Documentary: Senior Year
The annual two day National College Entrance Examination (高考) is the ultimate competitive exam for nearly all high school graduates in China. This exam is almost always required for college admission. In 2007, more than 9.5 million Chinese students took this exam. According to Xinhua:
The exam is regarded as one of the most important events for the participants, and could change their lives in a fiercely competitive society.
The examination will last for two days for students in 26 provincial areas, and three or four days in Shanghai, Shandong, Guangdong, Hainan and Jiangsu.
The Ministry of Education said earlier that a record 10.1 million people had applied to take the exam, and 5.67 million would be able to enter college.
It is not only a fight for the candidates, but also an impact on their families and the whole society.

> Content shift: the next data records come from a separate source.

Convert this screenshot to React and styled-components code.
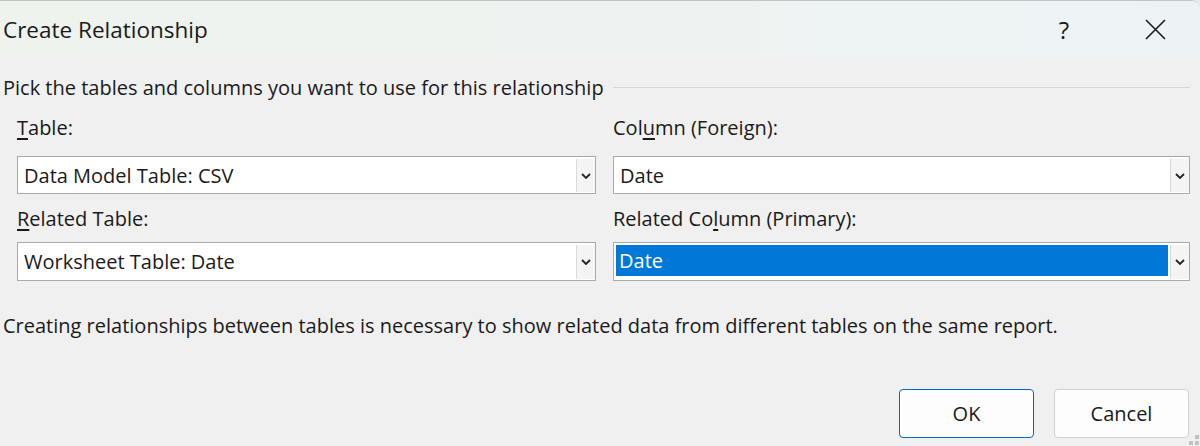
import React from 'react'
import styled, { createGlobalStyle } from 'styled-components';

const Global = createGlobalStyle`
    html, body {
        margin:0;
        padding:0;
        background:#e9e9e9;
    }
    body{
        font-family: 'Open Sans', 'Noto Sans', sans-serif;
        color:#1a1a1a;
    }
`;

const Dialog = styled.div`
    width:1200px;
    height:446px;
    box-sizing:border-box;
    background:#f0f0f0;
    border-top:1px solid #c4c4c4;
    border-top-right-radius:9px;
    overflow:hidden;
    display:flex;
    flex-direction:column;
`;

const TitleBar = styled.div`
    height:55px;
    flex:none;
    display:flex;
    align-items:center;
    background:linear-gradient(90deg, #eef3ee 0%, #eef3f1 50%, #edf3f5 100%);
`;

const Title = styled.div`
    flex:1;
    padding-left:3px;
    font-size:22.5px;
    color:#1b1b1b;
    margin-top:2px;
`;

const TitleButton = styled.div`
    width:${props => props.$w}px;
    margin-right:${props => props.$mr || 0}px;
    display:flex;
    justify-content:center;
    align-items:center;
    font-size:24px;
    color:#1b1b1b;
    margin-top:2px;
`;

const Body = styled.div`
    flex:1;
    display:flex;
    flex-direction:column;
    padding:17px 10px 8px 0;
`;

const Heading = styled.div`
    display:flex;
    align-items:center;
    padding-left:3px;
    font-size:20px;
    line-height:30px;
    span{
        white-space:nowrap;
    }
    &::after{
        content:'';
        flex:1;
        height:1px;
        background:#d6d6d6;
        margin-left:9px;
        margin-top:-2px;
    }
`;

const Fields = styled.div`
    display:grid;
    grid-template-columns:579px 577px;
    column-gap:17px;
    padding-left:17px;
    margin-top:11px;
`;

const Field = styled.div`
    display:flex;
    flex-direction:column;
`;

const Label = styled.div`
    font-size:20px;
    line-height:28px;
    margin-top:${props => props.$top}px;
    margin-bottom:${props => props.$bottom}px;
    u{
        text-underline-offset:3px;
    }
`;

const Combo = styled.div`
    height:${props => props.$h}px;
    box-sizing:border-box;
    background:#fff;
    border:1px solid #a9a9a9;
    display:flex;
    align-items:stretch;
    font-size:20px;
`;

const ComboValue = styled.div`
    flex:1;
    display:flex;
    align-items:center;
    padding-left:${props => props.$selected ? 3 : 6}px;
    margin:${props => props.$selected ? '2px 2px 4px 2px' : '0'};
    background:${props => props.$selected ? '#0078d7' : 'transparent'};
    color:${props => props.$selected ? '#fff' : '#1a1a1a'};
`;

const DropButton = styled.div`
    width:18px;
    flex:none;
    display:flex;
    align-items:center;
    justify-content:center;
    background:#f4f4f4;
    border-left:1px solid #dadada;
    margin:2px 0 1px 0;
`;

const Note = styled.div`
    padding-left:3px;
    margin-top:30px;
    font-size:20px;
    line-height:30px;
`;

const Footer = styled.div`
    margin-top:auto;
    display:flex;
    justify-content:flex-end;
    gap:20px;
    padding-right:1px;
    position:relative;
`;

const Button = styled.div`
    width:135px;
    height:49px;
    box-sizing:border-box;
    border-radius:4px;
    background:#fdfdfd;
    border:1px solid ${props => props.$primary ? '#0067c0' : '#d0d0d0'};
    display:flex;
    align-items:center;
    justify-content:center;
    font-size:20px;
    color:#1a1a1a;
`;

const Grip = styled.svg`
    position:absolute;
    right:-9px;
    bottom:-7px;
`;

function Chevron() {
    return (
        <svg width="10" height="6" viewBox="0 0 10 6">
            <path d="M1 1 L5 5 L9 1" fill="none" stroke="#222" strokeWidth="1.8" />
        </svg>
    )
}

function Select({ value, selected, h }) {
    return (
        <Combo $h={h}>
            <ComboValue $selected={selected}>{value}</ComboValue>
            <DropButton><Chevron /></DropButton>
        </Combo>
    )
}

export default function App() {
    return (
        <>
            <Global />
            <Dialog>
                <TitleBar>
                    <Title>Create Relationship</Title>
                    <TitleButton $w={22} $mr={35}>?</TitleButton>
                    <TitleButton $w={90}>
                        <svg width="21" height="21" viewBox="0 0 21 21">
                            <path d="M1 1 L20 20 M20 1 L1 20" stroke="#1b1b1b" strokeWidth="1.6" />
                        </svg>
                    </TitleButton>
                </TitleBar>
                <Body>
                    <Heading><span>Pick the tables and columns you want to use for this relationship</span></Heading>
                    <Fields>
                        <Field>
                            <Label $top={0} $bottom={14}><u>T</u>able:</Label>
                            <Select value="Data Model Table: CSV" h={38} />
                            <Label $top={11} $bottom={9}><u>R</u>elated Table:</Label>
                            <Select value="Worksheet Table: Date" h={39} />
                        </Field>
                        <Field>
                            <Label $top={0} $bottom={14}>Col<u>u</u>mn (Foreign):</Label>
                            <Select value="Date" h={38} />
                            <Label $top={11} $bottom={9}>Related Co<u>l</u>umn (Primary):</Label>
                            <Select value="Date" h={39} selected />
                        </Field>
                    </Fields>
                    <Note>Creating relationships between tables is necessary to show related data from different tables on the same report.</Note>
                    <Footer>
                        <Button $primary>OK</Button>
                        <Button>Cancel</Button>
                        <Grip width="10" height="10" viewBox="0 0 10 10">
                            <rect x="6" y="0" width="4" height="4" fill="#c2c2c2" />
                            <rect x="0" y="6" width="4" height="4" fill="#c2c2c2" />
                            <rect x="6" y="6" width="4" height="4" fill="#c2c2c2" />
                        </Grip>
                    </Footer>
                </Body>
            </Dialog>
        </>
    )
}
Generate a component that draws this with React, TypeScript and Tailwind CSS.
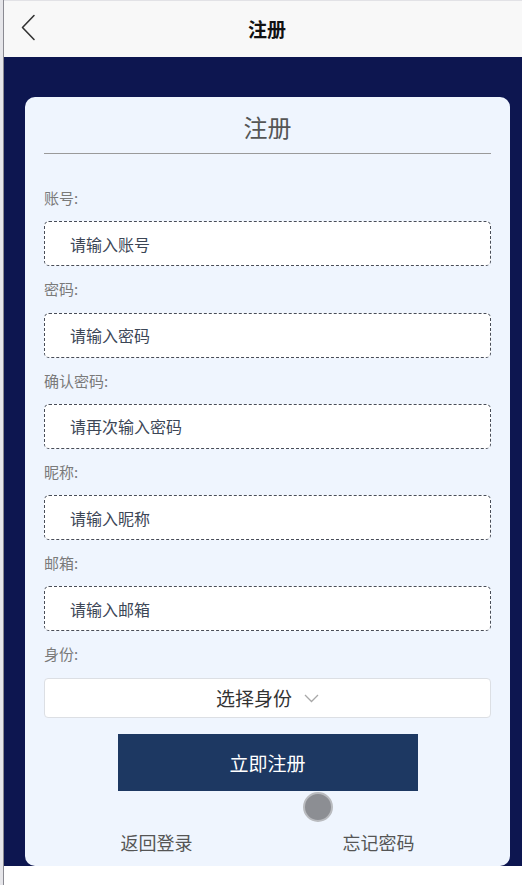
import React from "react";

const fields = [
  { label: "账号:", ph: "请输入账号" },
  { label: "密码:", ph: "请输入密码" },
  { label: "确认密码:", ph: "请再次输入密码" },
  { label: "昵称:", ph: "请输入昵称" },
  { label: "邮箱:", ph: "请输入邮箱" },
];

export default function App() {
  return (
    <div
      className="flex h-[885px] w-[522px] bg-white overflow-hidden"
      style={{ fontFamily: '"Noto Sans CJK SC", "Noto Sans", sans-serif' }}
    >
      <div className="w-[3px] bg-[#e6e6ea]" />
      <div className="w-px bg-[#8a8a92]" />
      <div className="flex flex-1 flex-col">
        <div className="relative flex h-[57px] items-center justify-center border-t border-[#e2e2e6] bg-[#f8f8f8]">
          <svg
            className="absolute left-[17px] top-[13px]"
            width="16"
            height="28"
            viewBox="0 0 16 28"
            fill="none"
          >
            <path d="M13 1.5 L1.5 13.5 L13 25.5" stroke="#333" strokeWidth="1.6" strokeLinecap="round" strokeLinejoin="round" />
          </svg>
          <span className="ml-[8px] text-[19px] font-bold leading-[24px] text-[#111]">注册</span>
        </div>
        <div className="bg-[#0d1650] pl-[21px] pr-[12px] pt-[40px]">
          <div className="relative rounded-[10px] bg-[#eff5fe] px-[19px] pb-[12px]">
            <div className="pt-[14px] text-center text-[24px] leading-[32px] text-[#555]">注册</div>
            <div className="mt-[10px] h-px bg-[#9a9a9a]" />
            <div className="pt-[21px]">
              {fields.map((f) => (
                <div key={f.label}>
                  <div className="mt-[11px] mb-[11.25px] text-[15px] leading-[24px] text-[#7a7a7a]">{f.label}</div>
                  <div className="flex h-[45px] items-center rounded-[5px] border border-dashed border-[#484d58] bg-white pl-[25px] text-[16px] text-[#3c4656]">
                    {f.ph}
                  </div>
                </div>
              ))}
              <div className="mt-[11px] mb-[12px] text-[15px] leading-[24px] text-[#7a7a7a]">身份:</div>
              <div className="flex h-[40px] items-center justify-center gap-[12px] rounded-[4px] border border-[#dcdfe4] bg-white">
                <span className="text-[19px] leading-[24px] text-[#333]">选择身份</span>
                <svg width="15" height="9" viewBox="0 0 15 9" fill="none">
                  <path d="M1 1 L7.5 7.5 L14 1" stroke="#a8a8a8" strokeWidth="1.3" />
                </svg>
              </div>
              <div className="mt-[16px] flex justify-center">
                <div className="flex h-[57px] w-[300px] items-center justify-center bg-[#1d3862] text-[19px] text-white">
                  立即注册
                </div>
              </div>
              <div className="mx-auto mt-[39px] flex w-[300px] justify-between px-[3px] text-[18px] leading-[24px] text-[#555]">
                <span>返回登录</span>
                <span>忘记密码</span>
              </div>
            </div>
            <div className="absolute left-[278px] top-[695px] h-[30px] w-[30px] rounded-full border-[2px] border-[#b9bbbf] bg-[#8c8e93]" />
          </div>
        </div>
      </div>
    </div>
  );
}
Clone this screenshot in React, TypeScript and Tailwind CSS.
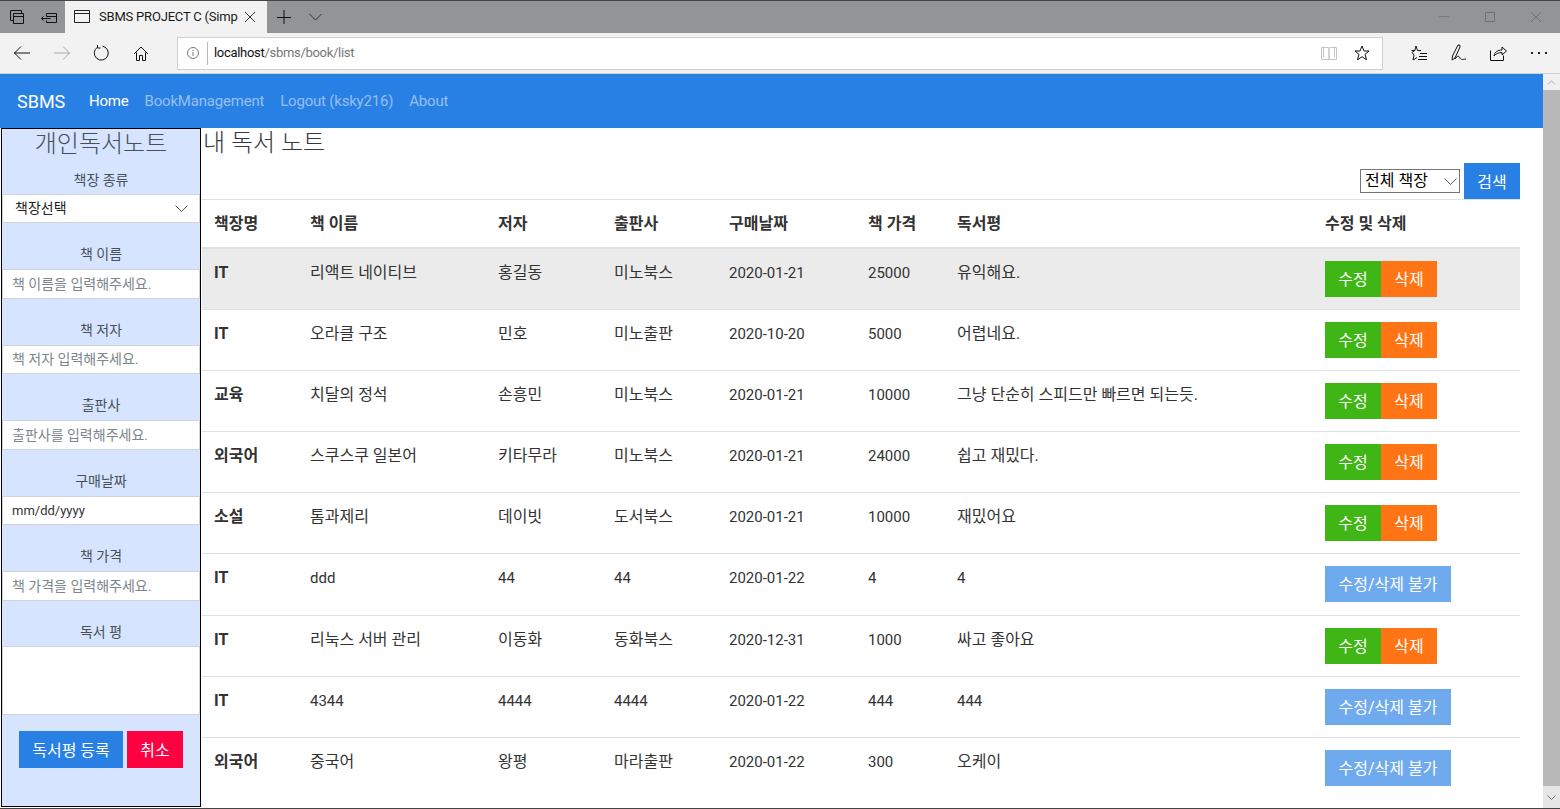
import { ChevronUp } from 'lucide-react'

const font = 'font-["Roboto","Noto_Sans_CJK_KR",sans-serif]'

interface Book {
  shelf: string
  name: string
  author: string
  publisher: string
  date: string
  price: string
  review: string
  editable: boolean
}

const books: Book[] = [
  { shelf: 'IT', name: '리액트 네이티브', author: '홍길동', publisher: '미노북스', date: '2020-01-21', price: '25000', review: '유익해요.', editable: true },
  { shelf: 'IT', name: '오라클 구조', author: '민호', publisher: '미노출판', date: '2020-10-20', price: '5000', review: '어렵네요.', editable: true },
  { shelf: '교육', name: '치달의 정석', author: '손흥민', publisher: '미노북스', date: '2020-01-21', price: '10000', review: '그냥 단순히 스피드만 빠르면 되는듯.', editable: true },
  { shelf: '외국어', name: '스쿠스쿠 일본어', author: '키타무라', publisher: '미노북스', date: '2020-01-21', price: '24000', review: '쉽고 재밌다.', editable: true },
  { shelf: '소설', name: '톰과제리', author: '데이빗', publisher: '도서북스', date: '2020-01-21', price: '10000', review: '재밌어요', editable: true },
  { shelf: 'IT', name: 'ddd', author: '44', publisher: '44', date: '2020-01-22', price: '4', review: '4', editable: false },
  { shelf: 'IT', name: '리눅스 서버 관리', author: '이동화', publisher: '동화북스', date: '2020-12-31', price: '1000', review: '싸고 좋아요', editable: true },
  { shelf: 'IT', name: '4344', author: '4444', publisher: '4444', date: '2020-01-22', price: '444', review: '444', editable: false },
  { shelf: '외국어', name: '중국어', author: '왕평', publisher: '마라출판', date: '2020-01-22', price: '300', review: '오케이', editable: false },
]

function SelectArrow() {
  return (
    <svg width="13" height="7" fill="none" stroke="#555" strokeWidth="1">
      <path d="M.5.5l6 6 6-6" />
    </svg>
  )
}

function TitleBar() {
  return (
    <div className="flex h-[33px] border-t border-[#444] bg-[#939496]">
      <div className="flex w-[65px] items-center">
        <svg width="65" height="32" fill="none" stroke="#111" strokeWidth="1">
          <path d="M10.500 9.500h11v3M10.500 9.500v10h3M13.500 12.500h10v10h-10zM13.500 15.500h10" />
          <path d="M46.500 12.500h10v9h-10v-2M46.500 12.500v3M41.500 17.500h9M43.500 15.500l-2 2 2 2M46.500 15.500h10" />
        </svg>
      </div>
      <div className="flex h-[32px] w-[202px] items-center bg-[#f2f2f2] pl-[9px] text-[#1a1a1a]">
        <svg width="16" height="14" fill="none" stroke="#222" strokeWidth="1">
          <path d="M.5.5h15v12H.5zM.5 3.500h15" />
        </svg>
        <span className="ml-[9px] w-[146px] text-[13px] tracking-[-0.2px] whitespace-nowrap">SBMS PROJECT C (Simp</span>
        <svg width="10" height="10" stroke="#333" strokeWidth="1">
          <path d="M0 0l10 10M10 0L0 10" />
        </svg>
      </div>
      <div className="flex items-center pl-[10px]">
        <svg width="14" height="14" stroke="#111" strokeWidth="1">
          <path d="M7 0v14M0 7.500h14" />
        </svg>
        <svg className="ml-[18px]" width="13" height="8" fill="none" stroke="#333" strokeWidth="1">
          <path d="M.5 1l6 6 6-6" />
        </svg>
      </div>
      <div className="ml-auto flex items-center gap-[36px] pr-[19px]">
        <svg width="10" height="2" stroke="#7c7c7e">
          <path d="M0 .5h10" />
        </svg>
        <svg width="10" height="10" fill="none" stroke="#6f6f72">
          <path d="M.5.5h9v9h-9z" />
        </svg>
        <svg width="10" height="10" stroke="#6f6f72">
          <path d="M0 0l10 10M10 0L0 10" />
        </svg>
      </div>
    </div>
  )
}

function ToolBar() {
  return (
    <div className="flex h-[41px] items-center border-b border-[#cfcfcf] bg-[#f2f2f2]">
      <div className="flex w-[177px] items-center">
        <svg className="ml-[14px]" width="16" height="14" fill="none" stroke="#111" strokeWidth="1">
          <path d="M0 7h16M7 .5L.5 7 7 13.500" />
        </svg>
        <svg className="ml-[24px]" width="16" height="14" fill="none" stroke="#a8a8a8" strokeWidth="1">
          <path d="M0 7h16M9 .5L15.500 7 9 13.500" />
        </svg>
        <svg className="ml-[23px]" width="16" height="16" fill="none" stroke="#111" strokeWidth="1">
          <path d="M4.500 2.200A7 7 0 1 0 9.500 1.200M4.500 0v3h3" />
        </svg>
        <svg className="ml-[24px]" width="16" height="15" fill="none" stroke="#111" strokeWidth="1">
          <path d="M1 8l7-7 7 7M3.500 6.500v8h3v-5h3v5h3v-8" />
        </svg>
      </div>
      <div className="flex h-[33px] w-[1206px] items-center border border-[#cfcfcf] bg-white">
        <svg className="ml-[9px]" width="12" height="12" fill="none" stroke="#777" strokeWidth="1">
          <circle cx="6" cy="6" r="5.500" />
          <path d="M6 5v4M6 3v1" />
        </svg>
        <div className="ml-[8px] h-[23px] border-l border-[#b8b8b8]" />
        <span className="ml-[6px] text-[13px] tracking-[-0.3px] text-[#777]">
          <span className="text-[#111]">localhost</span>/sbms/book/list
        </span>
        <svg className="ml-auto" width="16" height="14" fill="none" stroke="#c4c4c4" strokeWidth="1">
          <path d="M.5 1.500h6.500q1 0 1 1v11H.5zM15.500 1.500H9q-1 0-1 1v11h7.500zM2.500.5v11M13.500.5v11" />
        </svg>
        <svg className="mr-[12px] ml-[17px]" width="16" height="16" fill="none" stroke="#111" strokeWidth="1">
          <path d="M8 1l2 5h5l-4 3.400 1.600 5.400L8 11.700l-4.600 3.100L5 9.400 1 6h5z" />
        </svg>
      </div>
      <div className="ml-[28px] flex items-center">
        <svg width="16" height="16" fill="none" stroke="#111" strokeWidth="1">
          <path d="M5 1l1.500 4.500H10M.5 5.500H3.800M5 1L3.800 5.500 1 7.500l2 2.500-1 5 4-2.500M9 8.500h7M8 11.500h8M7 14.500h9" />
        </svg>
        <svg className="ml-[24px]" width="16" height="18" fill="none" stroke="#111" strokeWidth="1">
          <path d="M7 1L1.500 12l-.5 4 3-2 5-11q.5-3-2-2zM4 15c3-4 4-3 5-1s2 1.500 6 1" />
        </svg>
        <svg className="ml-[23px]" width="17" height="16" fill="none" stroke="#111" strokeWidth="1">
          <path d="M.5 5.500v10h13v-5M4 11c.5-4 4-6 8-6V2l4.500 4-4.500 4V7.500c-3 0-6 1-8 3.500z" />
        </svg>
        <div className="ml-[24px] flex gap-[5px]">
          <div className="h-[2px] w-[2px] bg-[#222]" />
          <div className="h-[2px] w-[2px] bg-[#222]" />
          <div className="h-[2px] w-[2px] bg-[#222]" />
        </div>
      </div>
    </div>
  )
}

function NavBar() {
  return (
    <div className="flex h-[54px] items-center bg-[#2980e4] pl-[17px] text-[15px] tracking-[-0.2px] text-white">
      <span className="w-[72px] text-[18px] tracking-normal">SBMS</span>
      <span>Home</span>
      <span className="ml-[16px] text-white/50">BookManagement</span>
      <span className="ml-[16px] text-white/50">Logout (ksky216)</span>
      <span className="ml-[16px] text-white/50">About</span>
    </div>
  )
}

function Field({ label, placeholder, dark }: { label: string; placeholder: string; dark?: boolean }) {
  return (
    <div className="mb-[16px]">
      <div className="mb-[3px] h-[27px] pt-[3px] text-center text-[14px] leading-[24px] text-[#495057]">{label}</div>
      <div className={`flex h-[29.500px] items-center border border-[#ced4da] bg-white pt-[1px] pl-[9px] whitespace-nowrap ${dark ? 'text-[13px] text-[#333]' : 'text-[14px] text-[#7d858c]'}`}>
        {placeholder}
      </div>
    </div>
  )
}

function Sidebar() {
  return (
    <div className="h-[679px] w-[200px] shrink-0 border border-black bg-[#d6e4ff]">
      <div className="h-[32px] text-center text-[24px] leading-[31px] font-light text-[#495057]">개인독서노트</div>
      <div className="mt-[5.500px] mb-[16px]">
        <div className="mb-[3px] h-[24px] pt-[1px] text-center text-[14px] leading-[24px] text-[#495057]">책장 종류</div>
        <div className="flex h-[29.500px] items-center justify-between border border-[#ced4da] bg-white pt-[1px] pr-[11px] pl-[12px] text-[14px] text-[#222]">
          책장선택
          <SelectArrow />
        </div>
      </div>
      <Field label="책 이름" placeholder="책 이름을 입력해주세요." />
      <Field label="책 저자" placeholder="책 저자 입력해주세요." />
      <Field label="출판사" placeholder="출판사를 입력해주세요." />
      <Field label="구매날짜" placeholder="mm/dd/yyyy" dark />
      <Field label="책 가격" placeholder="책 가격을 입력해주세요." />
      <div className="h-[27px] pt-[3px] text-center text-[14px] leading-[24px] text-[#495057]">독서 평</div>
      <div className="mt-[2.400px] h-[69.600px] border border-[#ced4da] bg-white" />
      <div className="mt-[16px] flex justify-center gap-[4px]">
        <button className="h-[37px] w-[104px] bg-[#2980e4] pt-[2px] text-[16px] text-white">독서평 등록</button>
        <button className="h-[37px] w-[56px] bg-[#ff0040] pt-[2px] text-[16px] text-white">취소</button>
      </div>
    </div>
  )
}

function BookRow({ book, index }: { book: Book; index: number }) {
  const cell = 'p-[12px] align-top leading-[24px]'
  const sized = (text: string) => (/^[\x00-\x7f]+$/.test(text) ? `${cell} text-[15px]` : cell)
  const rowClass =
    index === 0
      ? 'h-[61px] bg-[#ebebeb]'
      : index === 5
        ? 'h-[62px] border-t border-[#dee2e6]'
        : 'h-[61px] border-t border-[#dee2e6]'
  return (
    <tr className={rowClass}>
      <td className={`${cell} font-bold`}>{book.shelf}</td>
      <td className={sized(book.name)}>{book.name}</td>
      <td className={sized(book.author)}>{book.author}</td>
      <td className={sized(book.publisher)}>{book.publisher}</td>
      <td className={sized(book.date)}>{book.date}</td>
      <td className={sized(book.price)}>{book.price}</td>
      <td className={sized(book.review)}>{book.review}</td>
      <td className={cell}>
        {book.editable ? (
          <div className="flex">
            <button className="h-[36px] w-[56px] bg-[#40b516] pt-[2px] text-[16px] text-white">수정</button>
            <button className="h-[36px] w-[56px] bg-[#ff7516] pt-[2px] text-[16px] text-white">삭제</button>
          </div>
        ) : (
          <button className="h-[36px] w-[126px] bg-[#70aaee] pt-[3px] text-[16px] text-white">수정/삭제 불가</button>
        )}
      </td>
    </tr>
  )
}

function Main() {
  const headers = ['책장명', '책 이름', '저자', '출판사', '구매날짜', '책 가격', '독서평', '수정 및 삭제']
  const widths = ['w-[96px]', 'w-[188px]', 'w-[116px]', 'w-[115px]', 'w-[139px]', 'w-[89px]', 'w-[368px]', 'w-[207px]']
  return (
    <div className="ml-[1px] h-[679px] w-[1318px] overflow-hidden text-[16px] text-[#333]">
      <div className="h-[35px] pl-[1px] text-[24px] leading-[30px] font-light text-[#343a40]">내 독서 노트</div>
      <div className="flex h-[36px] items-center justify-end gap-[4px]">
        <div className="flex h-[24px] w-[100px] items-center justify-between border border-[#767676] bg-white pr-[2px] pl-[4px] text-[16px] text-black">
          전체 책장
          <SelectArrow />
        </div>
        <button className="h-[36px] w-[56px] bg-[#2980e4] pt-[3px] text-[16px] text-white">검색</button>
      </div>
      <table className="w-full table-fixed">
        <thead>
          <tr className="h-[48px] border-t border-b-2 border-[#dee2e6]">
            {headers.map((h, i) => (
              <th key={h} className={`${widths[i]} px-[12px] pt-[2px] text-left font-bold`}>{h}</th>
            ))}
          </tr>
        </thead>
        <tbody>
          {books.map((b, i) => (
            <BookRow key={b.name} book={b} index={i} />
          ))}
        </tbody>
      </table>
    </div>
  )
}

function ScrollBar() {
  return (
    <div className="flex w-[17px] shrink-0 flex-col bg-[#f0f0f0]">
      <div className="flex h-[16px] items-center justify-center">
        <ChevronUp size={13} strokeWidth={1} color="#777" />
      </div>
      <div className="flex-1 bg-[#b8b8b8]" />
      <div className="flex h-[22px] items-center justify-center bg-[#e6e6e6]">
        <svg width="9" height="5" fill="none" stroke="#777" strokeWidth="1">
          <path d="M.5.5l4 4 4-4" />
        </svg>
      </div>
    </div>
  )
}

export default function App() {
  return (
    <div className={`${font} flex h-[809px] w-[1560px] flex-col overflow-hidden border-b border-[#444] bg-white`}>
      <TitleBar />
      <ToolBar />
      <div className="flex min-h-0 flex-1">
        <div className="flex min-w-0 flex-1 flex-col">
          <NavBar />
          <div className="flex pl-[1px]">
            <Sidebar />
            <Main />
          </div>
        </div>
        <ScrollBar />
      </div>
    </div>
  )
}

The following film was made by independent documentary filmmaker Zhou Hao (周浩), and focuses on the life of students in an ordinary high school in the last year before the national exam, in a small county in Fujian Province. This film won the best documentary award at The 30th Hong Kong International Film Festival in 2006.
Study Hard! Move Ahead! Be Patriotic! These slogans are drilled into the minds of Chinese boarding school students as they prepare for their college entrance exams. Since most of these teens come from impoverished rural areas, their tuition is paid for by the blood, sweat and tears of their peasant parents, most of whom never made it past junior high, so the pressure to succeed is stifling. To keep up their marks the students must study from dawn until dusk, waking up before the sun to memorize everything from math formulas to propagandist passages. Their desks are piled high with books from every subject and teachers roam between rows to keep these exhausted and diligent kids on task. We glimpse this hectic world through the eyes of a select group of senior students who try to assert their personalities and live out a few teenaged whims like shopping and dating in a strictly controlled environment that doesn’t bolster personal space and freedom. As the battle for success rages on, this intense film provides a harrowing portrait of the new direction of Chinese education, one that aims to mass produce focused, result-oriented over-achievers.